- **What you need to do**
Where a line contains the string "draws", copy that line.

══════════

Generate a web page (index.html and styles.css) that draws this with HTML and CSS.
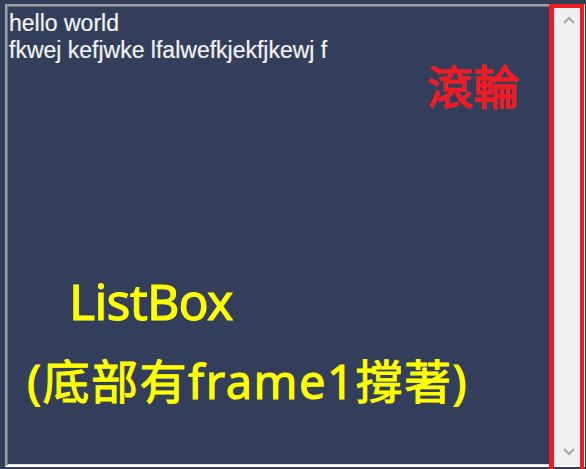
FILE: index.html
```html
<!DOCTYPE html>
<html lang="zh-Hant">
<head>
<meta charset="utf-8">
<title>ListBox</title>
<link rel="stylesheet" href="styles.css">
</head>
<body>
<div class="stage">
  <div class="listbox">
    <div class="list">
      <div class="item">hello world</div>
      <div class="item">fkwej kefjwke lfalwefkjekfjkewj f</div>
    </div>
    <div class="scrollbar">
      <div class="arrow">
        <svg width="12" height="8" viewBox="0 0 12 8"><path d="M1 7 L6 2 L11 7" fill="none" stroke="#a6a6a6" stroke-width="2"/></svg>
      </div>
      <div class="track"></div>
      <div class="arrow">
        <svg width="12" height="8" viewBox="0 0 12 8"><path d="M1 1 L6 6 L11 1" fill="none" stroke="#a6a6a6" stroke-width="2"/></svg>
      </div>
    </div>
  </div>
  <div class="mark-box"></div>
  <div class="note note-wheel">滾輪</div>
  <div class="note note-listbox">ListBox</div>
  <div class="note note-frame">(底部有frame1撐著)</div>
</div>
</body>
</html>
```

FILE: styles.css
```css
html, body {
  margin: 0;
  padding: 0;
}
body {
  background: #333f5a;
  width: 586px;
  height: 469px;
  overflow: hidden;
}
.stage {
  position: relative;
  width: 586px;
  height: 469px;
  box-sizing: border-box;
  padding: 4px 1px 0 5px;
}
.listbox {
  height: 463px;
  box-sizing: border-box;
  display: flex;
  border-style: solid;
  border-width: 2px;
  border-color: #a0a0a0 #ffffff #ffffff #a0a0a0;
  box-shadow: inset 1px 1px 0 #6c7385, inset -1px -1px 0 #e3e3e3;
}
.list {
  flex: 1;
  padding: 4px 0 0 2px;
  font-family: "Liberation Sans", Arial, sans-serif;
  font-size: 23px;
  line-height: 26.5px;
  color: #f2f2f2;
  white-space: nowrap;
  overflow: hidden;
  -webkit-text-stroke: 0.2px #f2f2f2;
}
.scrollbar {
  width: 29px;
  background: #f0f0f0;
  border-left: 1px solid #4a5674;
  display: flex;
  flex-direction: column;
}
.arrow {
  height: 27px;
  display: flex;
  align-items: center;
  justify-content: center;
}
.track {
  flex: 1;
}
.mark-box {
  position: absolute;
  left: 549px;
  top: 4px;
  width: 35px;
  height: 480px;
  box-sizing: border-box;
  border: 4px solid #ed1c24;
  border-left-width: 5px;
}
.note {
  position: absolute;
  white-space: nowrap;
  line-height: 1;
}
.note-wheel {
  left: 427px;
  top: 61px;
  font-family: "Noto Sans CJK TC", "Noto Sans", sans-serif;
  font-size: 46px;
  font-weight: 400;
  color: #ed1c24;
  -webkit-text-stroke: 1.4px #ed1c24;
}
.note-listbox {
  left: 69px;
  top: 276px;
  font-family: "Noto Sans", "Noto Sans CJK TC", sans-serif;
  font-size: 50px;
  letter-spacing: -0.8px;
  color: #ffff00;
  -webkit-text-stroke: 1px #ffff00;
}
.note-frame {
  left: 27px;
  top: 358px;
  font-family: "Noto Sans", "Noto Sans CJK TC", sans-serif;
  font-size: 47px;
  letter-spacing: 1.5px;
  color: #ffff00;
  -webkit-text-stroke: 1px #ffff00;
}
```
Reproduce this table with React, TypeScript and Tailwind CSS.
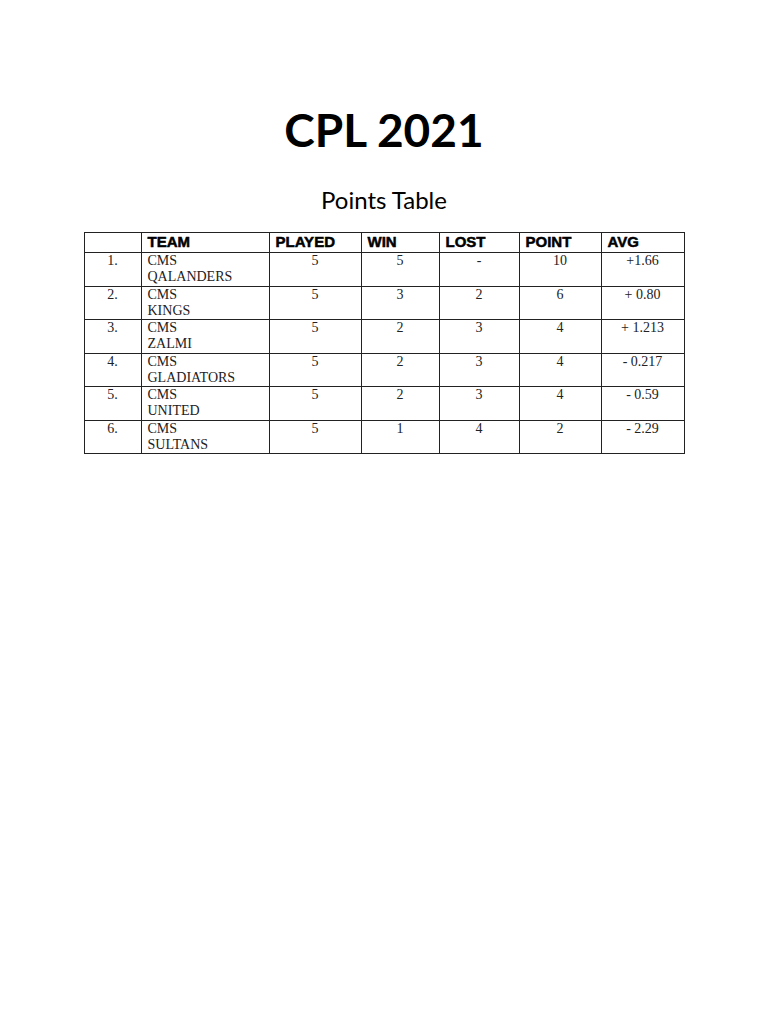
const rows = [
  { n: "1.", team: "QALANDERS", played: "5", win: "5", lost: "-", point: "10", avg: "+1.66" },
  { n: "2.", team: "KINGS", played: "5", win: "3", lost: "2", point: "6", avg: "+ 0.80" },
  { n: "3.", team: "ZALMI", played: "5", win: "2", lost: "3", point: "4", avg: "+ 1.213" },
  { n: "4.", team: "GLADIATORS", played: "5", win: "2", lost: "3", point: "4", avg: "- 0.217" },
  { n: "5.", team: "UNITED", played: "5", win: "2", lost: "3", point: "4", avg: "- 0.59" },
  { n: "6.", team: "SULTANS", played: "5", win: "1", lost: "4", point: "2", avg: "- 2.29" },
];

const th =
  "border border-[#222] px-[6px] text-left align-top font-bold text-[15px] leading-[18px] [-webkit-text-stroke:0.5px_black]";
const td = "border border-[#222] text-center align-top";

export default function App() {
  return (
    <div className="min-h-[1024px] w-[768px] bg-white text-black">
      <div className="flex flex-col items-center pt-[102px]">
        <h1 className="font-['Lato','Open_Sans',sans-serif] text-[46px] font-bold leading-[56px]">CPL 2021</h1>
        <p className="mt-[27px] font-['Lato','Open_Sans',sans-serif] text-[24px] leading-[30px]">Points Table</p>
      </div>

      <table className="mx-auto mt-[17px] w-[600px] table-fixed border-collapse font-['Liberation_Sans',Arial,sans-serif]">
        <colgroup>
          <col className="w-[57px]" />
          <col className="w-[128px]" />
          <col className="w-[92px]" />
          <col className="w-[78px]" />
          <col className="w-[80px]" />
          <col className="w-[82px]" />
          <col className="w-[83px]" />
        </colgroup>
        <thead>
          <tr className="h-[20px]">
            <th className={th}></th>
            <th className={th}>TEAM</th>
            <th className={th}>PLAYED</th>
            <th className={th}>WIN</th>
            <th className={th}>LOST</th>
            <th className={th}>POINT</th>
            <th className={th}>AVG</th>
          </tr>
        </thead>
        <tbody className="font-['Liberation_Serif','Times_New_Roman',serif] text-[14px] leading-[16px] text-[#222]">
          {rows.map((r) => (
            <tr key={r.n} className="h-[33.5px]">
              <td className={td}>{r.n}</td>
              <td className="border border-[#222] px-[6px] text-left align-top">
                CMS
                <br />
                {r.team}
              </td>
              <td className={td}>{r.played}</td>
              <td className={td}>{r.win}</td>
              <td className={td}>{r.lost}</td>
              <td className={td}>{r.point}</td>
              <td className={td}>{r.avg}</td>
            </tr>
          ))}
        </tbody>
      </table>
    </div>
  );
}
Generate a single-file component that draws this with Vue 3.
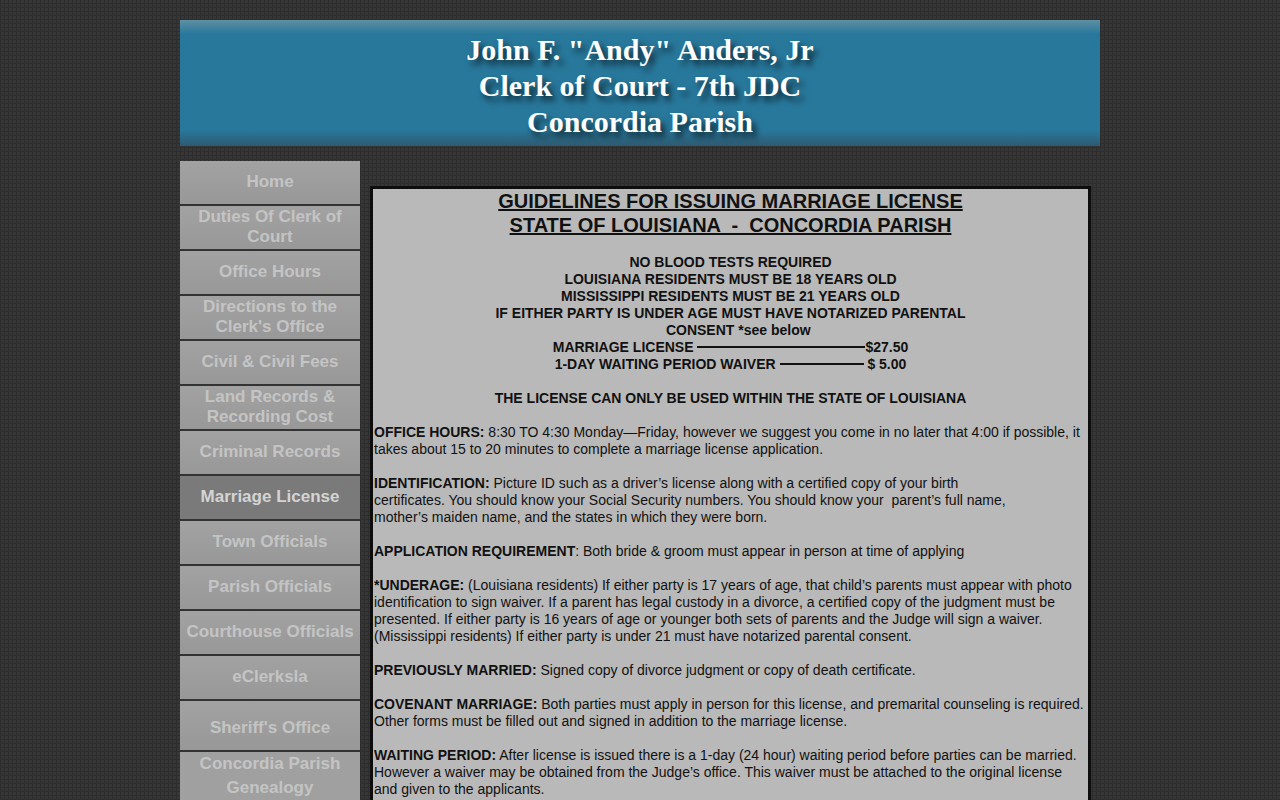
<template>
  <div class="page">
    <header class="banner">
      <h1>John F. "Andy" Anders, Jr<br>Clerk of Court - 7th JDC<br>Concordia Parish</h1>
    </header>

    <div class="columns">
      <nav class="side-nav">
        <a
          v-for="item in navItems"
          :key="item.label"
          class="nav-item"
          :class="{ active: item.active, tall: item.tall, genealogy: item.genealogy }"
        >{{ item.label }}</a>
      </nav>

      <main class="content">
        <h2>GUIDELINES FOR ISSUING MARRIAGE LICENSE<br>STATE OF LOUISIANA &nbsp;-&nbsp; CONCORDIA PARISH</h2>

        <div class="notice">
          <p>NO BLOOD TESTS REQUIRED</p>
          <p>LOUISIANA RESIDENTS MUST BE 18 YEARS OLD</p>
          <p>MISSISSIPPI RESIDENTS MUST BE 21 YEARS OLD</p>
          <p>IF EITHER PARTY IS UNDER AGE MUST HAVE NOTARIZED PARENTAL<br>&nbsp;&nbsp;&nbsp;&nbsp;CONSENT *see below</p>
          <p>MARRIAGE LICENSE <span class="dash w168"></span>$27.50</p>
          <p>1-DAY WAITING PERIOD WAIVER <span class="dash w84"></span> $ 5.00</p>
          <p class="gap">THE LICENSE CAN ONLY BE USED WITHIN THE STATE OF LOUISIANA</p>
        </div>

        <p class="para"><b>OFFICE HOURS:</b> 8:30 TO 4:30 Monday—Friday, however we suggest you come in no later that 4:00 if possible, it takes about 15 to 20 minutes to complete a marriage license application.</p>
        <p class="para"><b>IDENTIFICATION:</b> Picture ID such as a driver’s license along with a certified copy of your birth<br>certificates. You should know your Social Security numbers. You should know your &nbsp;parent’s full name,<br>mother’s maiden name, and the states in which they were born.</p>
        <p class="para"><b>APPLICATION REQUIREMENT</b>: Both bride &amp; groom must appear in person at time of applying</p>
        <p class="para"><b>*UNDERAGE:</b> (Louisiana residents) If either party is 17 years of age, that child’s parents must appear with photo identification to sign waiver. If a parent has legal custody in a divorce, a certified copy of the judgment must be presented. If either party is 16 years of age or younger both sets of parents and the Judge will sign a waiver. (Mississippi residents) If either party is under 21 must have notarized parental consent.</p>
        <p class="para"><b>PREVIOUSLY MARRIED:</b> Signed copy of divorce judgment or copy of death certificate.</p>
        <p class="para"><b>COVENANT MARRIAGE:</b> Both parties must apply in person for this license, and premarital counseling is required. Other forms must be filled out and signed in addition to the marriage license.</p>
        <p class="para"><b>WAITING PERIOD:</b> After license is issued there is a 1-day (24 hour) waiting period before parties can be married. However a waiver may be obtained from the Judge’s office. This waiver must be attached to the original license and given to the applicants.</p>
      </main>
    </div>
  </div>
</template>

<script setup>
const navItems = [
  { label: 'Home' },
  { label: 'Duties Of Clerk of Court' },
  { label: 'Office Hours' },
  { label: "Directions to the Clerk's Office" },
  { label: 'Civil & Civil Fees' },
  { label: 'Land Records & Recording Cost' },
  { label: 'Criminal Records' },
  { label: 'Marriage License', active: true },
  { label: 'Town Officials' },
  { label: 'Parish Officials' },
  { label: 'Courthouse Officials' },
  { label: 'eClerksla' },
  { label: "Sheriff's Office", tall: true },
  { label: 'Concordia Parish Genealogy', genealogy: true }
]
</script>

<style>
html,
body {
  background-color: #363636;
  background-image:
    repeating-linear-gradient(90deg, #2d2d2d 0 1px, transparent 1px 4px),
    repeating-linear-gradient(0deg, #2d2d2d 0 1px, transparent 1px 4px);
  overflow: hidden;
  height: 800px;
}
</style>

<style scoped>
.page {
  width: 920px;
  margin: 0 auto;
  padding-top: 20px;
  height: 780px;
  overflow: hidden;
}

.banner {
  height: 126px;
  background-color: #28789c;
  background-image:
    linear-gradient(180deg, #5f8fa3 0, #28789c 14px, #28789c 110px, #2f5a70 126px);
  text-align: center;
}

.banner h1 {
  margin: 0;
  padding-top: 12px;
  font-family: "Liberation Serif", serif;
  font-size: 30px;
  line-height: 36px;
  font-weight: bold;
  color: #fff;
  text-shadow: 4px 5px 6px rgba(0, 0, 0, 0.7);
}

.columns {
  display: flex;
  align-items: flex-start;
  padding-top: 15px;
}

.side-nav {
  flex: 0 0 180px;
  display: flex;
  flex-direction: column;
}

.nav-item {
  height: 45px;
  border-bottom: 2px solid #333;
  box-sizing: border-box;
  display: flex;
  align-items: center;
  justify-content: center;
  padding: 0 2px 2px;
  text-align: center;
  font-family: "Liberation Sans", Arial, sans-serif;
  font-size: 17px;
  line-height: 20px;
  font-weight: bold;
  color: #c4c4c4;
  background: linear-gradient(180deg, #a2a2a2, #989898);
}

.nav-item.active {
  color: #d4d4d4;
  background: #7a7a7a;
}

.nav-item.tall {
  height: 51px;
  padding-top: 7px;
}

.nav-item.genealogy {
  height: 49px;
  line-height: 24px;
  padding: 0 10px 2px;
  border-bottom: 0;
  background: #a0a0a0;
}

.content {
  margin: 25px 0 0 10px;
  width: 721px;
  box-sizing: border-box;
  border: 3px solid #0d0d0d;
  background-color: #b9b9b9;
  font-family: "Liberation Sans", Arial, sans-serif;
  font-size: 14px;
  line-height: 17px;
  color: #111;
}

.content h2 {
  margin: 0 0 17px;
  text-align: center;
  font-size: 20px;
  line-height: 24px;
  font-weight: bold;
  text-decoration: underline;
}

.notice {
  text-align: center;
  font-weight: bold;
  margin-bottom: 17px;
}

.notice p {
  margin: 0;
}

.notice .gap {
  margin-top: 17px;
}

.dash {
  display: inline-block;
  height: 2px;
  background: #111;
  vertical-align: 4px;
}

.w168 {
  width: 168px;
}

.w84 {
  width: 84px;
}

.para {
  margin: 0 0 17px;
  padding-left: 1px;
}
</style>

══════════

- **Response to this exercise**
Generate a web page (index.html and styles.css) that draws this with HTML and CSS.
Generate a single-file component that draws this with Vue 3.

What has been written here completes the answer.